Term Extraction and Disambiguation for Semantic Knowledge Enrichment: A Case Study on Initial Public Offering (IPO)
Domain knowledge bases are a basis for advanced knowledge-based systems, manually creating a formal knowledge base for a certain domain is both resource consuming and non-trivial. In this paper, we propose an approach that provides support to extract, select, and disambiguate terms embedded in domain specific documents. The extracted terms are later used to enrich existing ontologies/taxonomies, as well as to bridge domain specific knowledge base with a generic knowledge base such as WordNet. The proposed approach addresses two major issues in the term extraction domain, namely quality and efficiency. Also, the proposed approach adopts a feature-based method that assists in topic extraction and integration with existing ontologies in the given domain. The proposed approach is realized in a research prototype, and then a case study is conducted in order to illustrate the feasibility and the efficiency of the proposed method in the finance domain.
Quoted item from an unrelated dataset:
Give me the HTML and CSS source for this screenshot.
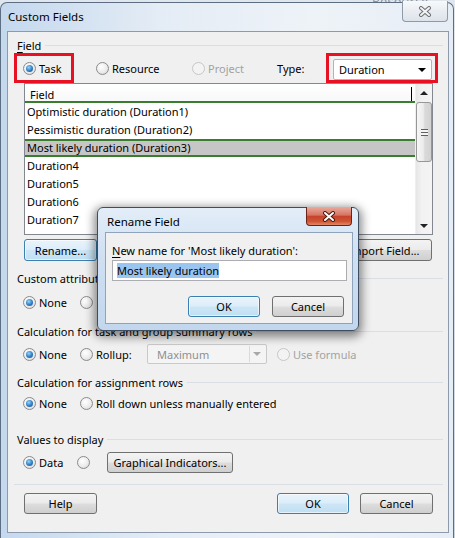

A preliminary empirical validation by the domain experts is also conducted to determine the accuracy of the proposed approach. The results from the case study indicate the advantages and potential of the proposed approach.
Tao, J., El-Gayar, O. F., Deokar, A. V., & Chang, Y. (2015, January). Term Extraction and Disambiguation for Semantic Knowledge Enrichment: A Case Study on Initial Public Offering (IPO) Prospectus Corpus. In 2015 48th Hawaii International Conference on System Sciences (pp. 3719-3728). IEEE.